2017-03-20 Thread Thomas Broyer
Disclaimer: I don't know Gentoo.

On Mon, Mar 20, 2017 at 4:19 PM Curtis Rueden  wrote:

>
> The main question I have is about Maven plugins: since Maven builds do some
> bootstrapping, but Gentoo builds are not supposed to download things from
> the network, it means we might need a pre-baked Maven local repository
> containing all commonly used plugins at various release versions? If so,
> that would be unfortunate. I was hoping for some insight from others here.
>

Well, either the POM declares explicit versions, or those from the
super-pom are used (if declared there; and those versions then depend on
the version of Maven itself), or a warning is issued and IIRC Maven will
use the LATEST version.
So AFAICT you could know exactly what Maven plugins are needed (modify the
POMs to specify a version if fall into the 2 former cases above), and
package them similarly to the other dependencies.

There would still be problems with:
 * plugins that will fetch dependencies as needed. Surefire is one of them,
dynamically fetching the appropriate "provider" depending on which testing
framework is used in the build (JUnit 3, JUnit 4, JUnit 4.7+, TestNG); also
the maven-compiler-plugin when using , and
probably many others, not necessarily "exotic" plugins. Those would have to
be "discovered" by building the project first and then adapting the Gentoo
build to add the appropriate dependencies (what I mean here is that those
dependencies can't be extracted automatically from the POMs, at least
without knowing the specifics of each plugin)
 * plugins that access the network during the build
 * plugins that don't lead to reproducible builds


Re: Gentoo packaging / reproducibility of Maven-based Java projects

2017-03-20 Thread Curtis Rueden
Hi Mark,

Thanks for the response.

> This is probably why you have so much trouble:  two package managers
> fighting for control.

I don't really think of Maven as a "package manager" but rather as a
structural tool, which should help make Portage's job _easier_, not harder.
Maven documents how the package dependencies are organized, and also makes
the actual build trivial (unless the Maven project in question requires
something non-standard, of course).

> The middle path might be:  package the dependencies individually, work
> out a way for Maven to see them as being present in the local
> repository, build the dependent happily using Maven.

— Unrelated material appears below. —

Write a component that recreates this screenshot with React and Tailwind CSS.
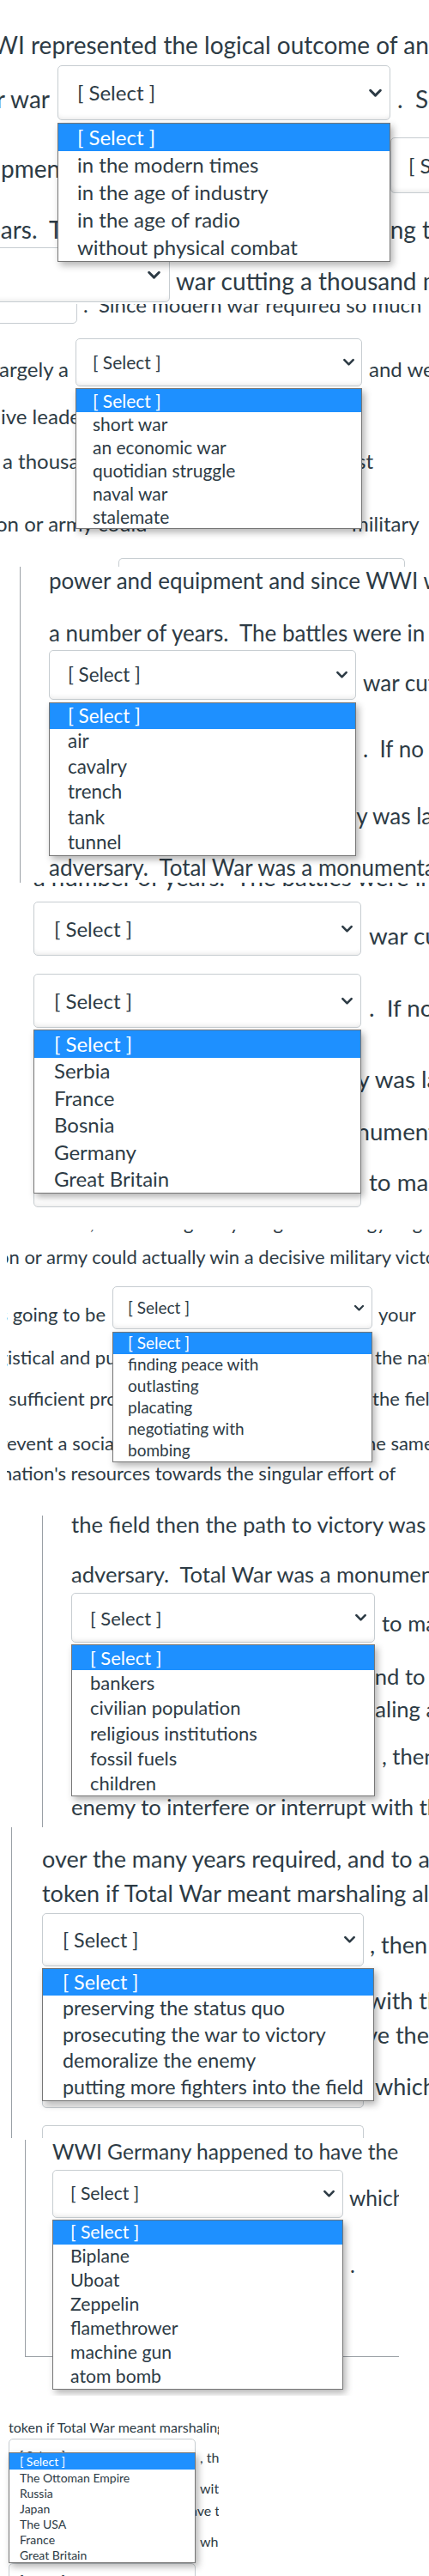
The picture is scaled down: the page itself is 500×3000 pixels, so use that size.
// Stacked crops of a fill-in-the-blank quiz page, each with an open native dropdown.

const ink = "text-[#2d3b45]";

function Chevron({ className = "" }) {
  return (
    <svg viewBox="0 0 16 10" className={`shrink-0 ${className}`} fill="none" stroke="currentColor" strokeWidth="2.8" strokeLinecap="round" strokeLinejoin="round">
      <path d="M2.5 2l5.5 5.5L13.5 2" />
    </svg>
  );
}

function SelectBox({ className = "", chev = "", label = "[ Select ]", noChev = false }) {
  return (
    <div className={`flex shrink-0 items-center justify-between rounded-[5px] border border-[#c7cdd1] bg-white shadow-[inset_0_-5px_5px_-3px_rgba(0,0,0,0.08)] ${className}`}>
      <span className="whitespace-pre">{label}</span>
      {!noChev && <Chevron className={chev} />}
    </div>
  );
}

function Menu({ options, className = "", row = "", pad = "" }) {
  return (
    <div className={`absolute z-10 border border-[#767676] bg-white shadow-[3px_4px_8px_rgba(0,0,0,0.3)] ${className}`}>
      {["[ Select ]", ...options].map((o, i) => (
        <div key={o} className={`flex items-center whitespace-pre ${row} ${pad} ${i === 0 ? "bg-[#1e90ff] text-white" : ""}`}>
          {o}
        </div>
      ))}
    </div>
  );
}

function Row({ className = "", children }) {
  return <div className={`flex shrink-0 items-center whitespace-pre ${className}`}>{children}</div>;
}

// fixed-width box; its text may be cut on the left (shift) and on the right (width)
function Clip({ w, shift = "", children }) {
  return (
    <div className={`shrink-0 overflow-hidden ${w}`}>
      <div className={`whitespace-pre ${shift}`}>{children}</div>
    </div>
  );
}

function PartOne() {
  return (
    <div className="relative flex h-[354px] flex-col overflow-hidden text-[28px]">
      <Row className="mt-[36px] h-[32px]">
        <span className="-ml-[8px]">WI represented the logical outcome of an</span>
      </Row>
      <Row className="mt-[8px] h-[64px]">
        <div className="mt-[14px] flex w-[67px] shrink-0 justify-end pr-[9px]">for war</div>
        <SelectBox className="h-[64px] w-[388px] pl-[22px] pr-[8px] text-[24px]" chev="h-[11px] w-[17px]" />
        <span className="ml-[8px] mt-[14px]">.  So</span>
      </Row>
      <Row className="mt-[20px] h-[65px]">
        <Clip w="w-[455px]" shift="ml-[1px] mt-[6px]">pment and weapons of</Clip>
        <SelectBox className="h-[65px] w-[300px] pl-[20px] text-[24px]" noChev />
      </Row>
      <Row className="mt-[27px] h-[30px]">
        <Clip w="w-[448px]" shift="-ml-[14px]">ears.  The armies were long</Clip>
        <span>ing the</span>
      </Row>
      <Row className="mt-[6px] h-[64px]">
        <SelectBox className="-ml-[200px] h-[64px] w-[398px] pr-[9px]" chev="h-[11px] w-[17px]" label="" />
        <span className="ml-[7px] mt-[14px]">war cutting a thousand miles</span>
      </Row>
      <Menu
        className="left-[67px] top-[143px] w-[388px] text-[24px]"
        row="h-[32px]"
        pad="pl-[22px]"
        options={["in the modern times", "in the age of industry", "in the age of radio", "without physical combat"]}
      />
    </div>
  );
}

function PartTwo() {
  return (
    <div className="relative flex h-[306px] flex-col overflow-hidden text-[24px]">
      <Row className="-mt-[23px] h-[46px]">
        <div className="-ml-[10px] h-[46px] w-[100px] shrink-0 rounded-[5px] border border-[#c7cdd1] bg-white" />
        <span className="ml-[7px] mt-[2px]">.  Since modern war required so much</span>
      </Row>
      <Row className="mt-[17px] h-[56px]">
        <div className="mt-[16px] flex w-[80px] shrink-0 justify-end">largely a</div>
        <SelectBox className="ml-[8px] h-[56px] w-[334px] pl-[19px] pr-[7px] text-[21px]" chev="h-[10px] w-[15px]" />
        <span className="ml-[8px] mt-[16px]">and were</span>
      </Row>
      <Row className="mt-[20px] h-[30px]">
        <Clip w="w-[420px]" shift="ml-[1px]">ive leadership and</Clip>
      </Row>
      <Row className="mt-[22px] h-[30px]">
        <Clip w="w-[416px]" shift="ml-[3px]">a thousand miles of</Clip>
        <span>st</span>
      </Row>
      <Row className="mt-[43px] h-[30px]">
        <Clip w="w-[410px]" shift="-ml-[5px]">on or army could</Clip>
        <span>military</span>
      </Row>
      <div className="ml-[138px] mt-[25px] h-[14px] w-[334px] shrink-0 rounded-t-[5px] border-x border-t border-[#c7cdd1]" />
      <Menu
        className="left-[88px] top-[98px] w-[334px] text-[21px]"
        row="h-[27px]"
        pad="pl-[19px]"
        options={["short war", "an economic war", "quotidian struggle", "naval war", "stalemate"]}
      />
    </div>
  );
}

function PartThree() {
  return (
    <div className="relative h-[368px] overflow-hidden text-[26px]">
      <div className="ml-[23px] flex h-full flex-col border-l border-[#9aa0a6] pl-[33px]">
        <Row className="h-[32px]">power and equipment and since WWI was</Row>
        <Row className="mt-[29px] h-[32px]">a number of years.  The battles were in</Row>
        <Row className="mt-[4px] h-[58px]">
          <SelectBox className="h-[58px] w-[358px] pl-[21px] pr-[8px] text-[22.4px]" chev="h-[10px] w-[15px]" />
          <span className="ml-[8px] mt-[18px]">war cutting</span>
        </Row>
        <Row className="mt-[42px] h-[30px]">
          <div className="w-[358px] shrink-0" />
          <span className="ml-[8px]">.  If no one</span>
        </Row>
        <Row className="mt-[48px] h-[30px]">
          <div className="w-[352px] shrink-0" />
          <span>ly was lasting</span>
        </Row>
        <Row className="mt-[30px] h-[30px]">adversary.  Total War was a monumental</Row>
      </div>
      <Menu
        className="left-[57px] top-[158px] w-[358px] text-[22.4px]"
        row="h-[29.5px]"
        pad="pl-[21px]"
        options={["air", "cavalry", "trench", "tank", "tunnel"]}
      />
    </div>
  );
}

function PartFour() {
  return (
    <div className="relative flex h-[404px] flex-col overflow-hidden pl-[39px] text-[27.7px]">
      <Row className="-mt-[22px] h-[32px]">a number of years.  The battles were in</Row>
      <Row className="mt-[12px] h-[63px]">
        <SelectBox className="h-[63px] w-[382px] pl-[23px] pr-[8px] text-[24px]" chev="h-[10px] w-[15px]" />
        <span className="ml-[9px] mt-[17px]">war cutting</span>
      </Row>
      <Row className="mt-[21px] h-[63px]">
        <SelectBox className="h-[63px] w-[382px] pl-[23px] pr-[8px] text-[24px]" chev="h-[10px] w-[15px]" />
        <span className="ml-[9px] mt-[17px]">.  If no one</span>
      </Row>
      <Row className="mt-[45px] h-[30px]">
        <div className="w-[371px] shrink-0" />
        <span>ly was lasting</span>
      </Row>
      <Row className="mt-[31px] h-[30px]">
        <div className="w-[338px] shrink-0" />
        <span>monumental</span>
      </Row>
      <Row className="mt-[10px] h-[63px]">
        <SelectBox className="h-[63px] w-[382px] pl-[23px] pr-[8px] text-[24px]" chev="h-[10px] w-[15px]" />
        <span className="ml-[9px] mt-[4px]">to make</span>
      </Row>
      <Menu
        className="left-[39px] top-[171px] w-[382px] text-[24px]"
        row="h-[31.5px]"
        pad="pl-[23px]"
        options={["Serbia", "France", "Bosnia", "Germany", "Great Britain"]}
      />
    </div>
  );
}

function PartFive() {
  return (
    <div className="relative ml-[8px] flex h-[333px] flex-col overflow-hidden text-[22px]">
      <Row className="-mt-[19px] h-[20px]">
        <span className="ml-[2px]">Therefore, the warring army sought a strategy of grinding</span>
      </Row>
      <Row className="mt-[19px] h-[22px]">
        <span className="-ml-[10px]">on or army could actually win a decisive military victory</span>
      </Row>
      <Row className="mt-[24px] h-[50px]">
        <div className="mt-[14px] flex w-[115px] shrink-0 justify-end">was going to be</div>
        <SelectBox className="ml-[8px] h-[50px] w-[303px] pl-[17px] pr-[8px] text-[19px]" chev="h-[9px] w-[13px]" />
        <span className="ml-[7px] mt-[14px]">your</span>
      </Row>
      <Row className="mt-[21px] h-[22px]">
        <Clip w="w-[429px]" shift="-ml-[28px]">logistical and public</Clip>
        <span>the nation</span>
      </Row>
      <Row className="mt-[26px] h-[22px]">
        <Clip w="w-[426px]" shift="ml-[2px]">sufficient production</Clip>
        <span>the field</span>
      </Row>
      <Row className="mt-[30px] h-[22px]">
        <Clip w="w-[410px]" shift="-ml-[20px]">prevent a social</Clip>
        <span>the same</span>
      </Row>
      <Row className="mt-[13px] h-[22px]">
        <span className="-ml-[6px]">nation's resources towards the singular effort of</span>
      </Row>
      <Menu
        className="left-[123px] top-[119px] w-[303px] text-[19px]"
        row="h-[25px]"
        pad="pl-[17px]"
        options={["finding peace with", "outlasting", "placating", "negotiating with", "bombing"]}
      />
    </div>
  );
}

function PartSix() {
  return (
    <div className="relative h-[363px] overflow-hidden text-[25.6px]">
      <div className="ml-[49px] flex h-full flex-col border-l border-[#9aa0a6] pl-[33px]">
        <Row className="-mt-[6px] h-[32px]">the field then the path to victory was</Row>
        <Row className="mt-[26px] h-[32px]">adversary.  Total War was a monumental</Row>
        <Row className="mt-[6px] h-[58px]">
          <SelectBox className="h-[58px] w-[354px] pl-[21px] pr-[8px] text-[22px]" chev="h-[10px] w-[15px]" />
          <span className="ml-[8px] mt-[12px]">to make</span>
        </Row>
        <Row className="mt-[24px] h-[30px]">
          <div className="w-[341px] shrink-0" />
          <span>and to</span>
        </Row>
        <Row className="mt-[8px] h-[30px]">
          <div className="w-[286px] shrink-0" />
          <span>marshaling all</span>
        </Row>
        <Row className="mt-[25px] h-[30px]">
          <div className="w-[362px] shrink-0" />
          <span>, then</span>
        </Row>
        <Row className="mt-[28px] h-[32px]">enemy to interfere or interrupt with the</Row>
      </div>
      <Menu
        className="left-[83px] top-[150px] w-[354px] text-[22px]"
        row="h-[29.2px]"
        pad="pl-[21px]"
        options={["bankers", "civilian population", "religious institutions", "fossil fuels", "children"]}
      />
    </div>
  );
}

function PartSeven() {
  return (
    <div className="relative h-[362px] overflow-hidden text-[27px]">
      <div className="ml-[13px] flex h-full flex-col border-l border-[#9aa0a6] pl-[35px]">
        <Row className="mt-[21px] h-[32px]">over the many years required, and to also</Row>
        <Row className="mt-[8px] h-[32px]">token if Total War meant marshaling all</Row>
        <Row className="mt-[7px] h-[62px]">
          <SelectBox className="h-[62px] w-[375px] pl-[23px] pr-[8px] text-[23.3px]" chev="h-[10px] w-[15px]" />
          <span className="ml-[7px] mt-[12px]">, then</span>
        </Row>
        <Row className="mt-[25px] h-[30px]">
          <div className="w-[380px] shrink-0" />
          <span>with the</span>
        </Row>
        <Row className="mt-[10px] h-[30px]">
          <div className="w-[349px] shrink-0" />
          <span>have the</span>
        </Row>
        <Row className="mt-[8px] h-[62px]">
          <SelectBox className="h-[62px] w-[375px] pl-[23px] pr-[8px] text-[23.3px]" chev="h-[10px] w-[15px]" />
          <span className="ml-[13px] mt-[12px]">which</span>
        </Row>
        <div className="mt-[20px] h-[20px] w-[375px] shrink-0 rounded-t-[5px] border-x border-t border-[#c7cdd1]" />
      </div>
      <Menu
        className="left-[49px] top-[164px] w-[387px] text-[23.3px]"
        row="h-[30.5px]"
        pad="pl-[23px]"
        options={["preserving the status quo", "prosecuting the war to victory", "demoralize the enemy", "putting more fighters into the field"]}
      />
    </div>
  );
}

function PartEight() {
  return (
    <div className="relative h-[300px] w-[465px] overflow-hidden text-[24.6px]">
      <div className="ml-[29px] mt-[2px] flex h-[253px] flex-col border-b border-l border-[#9aa0a6] pl-[31px]">
        <Row className="h-[28px]">WWI Germany happened to have the</Row>
        <Row className="mt-[7px] h-[56px]">
          <SelectBox className="h-[56px] w-[339px] pl-[20px] pr-[8px] text-[21.2px]" chev="h-[10px] w-[15px]" />
          <span className="ml-[7px] mt-[10px]">which</span>
        </Row>
        <Row className="mt-[40px] h-[30px]">
          <div className="w-[347px] shrink-0" />
          <span>.</span>
        </Row>
      </div>
      <Menu
        className="left-[61px] top-[95px] w-[339px] text-[21.2px]"
        row="h-[28px]"
        pad="pl-[20px]"
        options={["Biplane", "Uboat", "Zeppelin", "flamethrower", "machine gun", "atom bomb"]}
      />
    </div>
  );
}

function PartNine() {
  return (
    <div className="relative flex h-[210px] w-[255px] flex-col overflow-hidden pl-[10px] text-[16px]">
      <Row className="mt-[27px] h-[20px]">token if Total War meant marshaling all</Row>
      <Row className="mt-[3px] h-[38px]">
        <SelectBox className="h-[38px] w-[218px] pl-[12px] pr-[6px] text-[14px]" chev="h-[7px] w-[10px]" />
        <span className="ml-[5px] mt-[6px]">, then</span>
      </Row>
      <Row className="mt-[10px] h-[20px]">
        <div className="w-[223px] shrink-0" />
        <span>with</span>
      </Row>
      <Row className="mt-[6px] h-[20px]">
        <div className="w-[203px] shrink-0" />
        <span>have the</span>
      </Row>
      <Row className="mt-[16px] h-[20px]">
        <div className="w-[223px] shrink-0" />
        <span>which</span>
      </Row>
      <Row className="mt-[15px] h-[38px]">
        <SelectBox className="h-[38px] w-[218px] pl-[12px] pr-[6px] text-[14px]" chev="h-[7px] w-[10px]" />
      </Row>
      <Menu
        className="left-[10px] top-[66px] w-[218px] text-[14px]"
        row="h-[18px] first:h-[19px]"
        pad="pl-[12px]"
        options={["The Ottoman Empire", "Russia", "Japan", "The USA", "France", "Great Britain"]}
      />
    </div>
  );
}

export default function App() {
  return (
    <div className={`h-[3000px] w-[500px] overflow-hidden bg-white font-[Lato,sans-serif] ${ink}`}>
      <PartOne />
      <PartTwo />
      <PartThree />
      <PartFour />
      <PartFive />
      <PartSix />
      <PartSeven />
      <PartEight />
      <PartNine />
    </div>
  );
}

Right, that is what we were discussing already on the linked issue thread.

> I don't know the guts of Maven well enough to say how hard it would be
> to plug in a new local-repository provider that uses the Gentoo
> /usr/share/*/lib layout.

We could do that, sure. Or we could just cheat with symlinks, to
manufacture a transient, lightweight local repository in a shape that Maven
knows already. :-)

The main question I have is about Maven plugins: since Maven builds do some
bootstrapping, but Gentoo builds are not supposed to download things from
the network, it means we might need a pre-baked Maven local repository
containing all commonly used plugins at various release versions? If so,
that would be unfortunate. I was hoping for some insight from others here.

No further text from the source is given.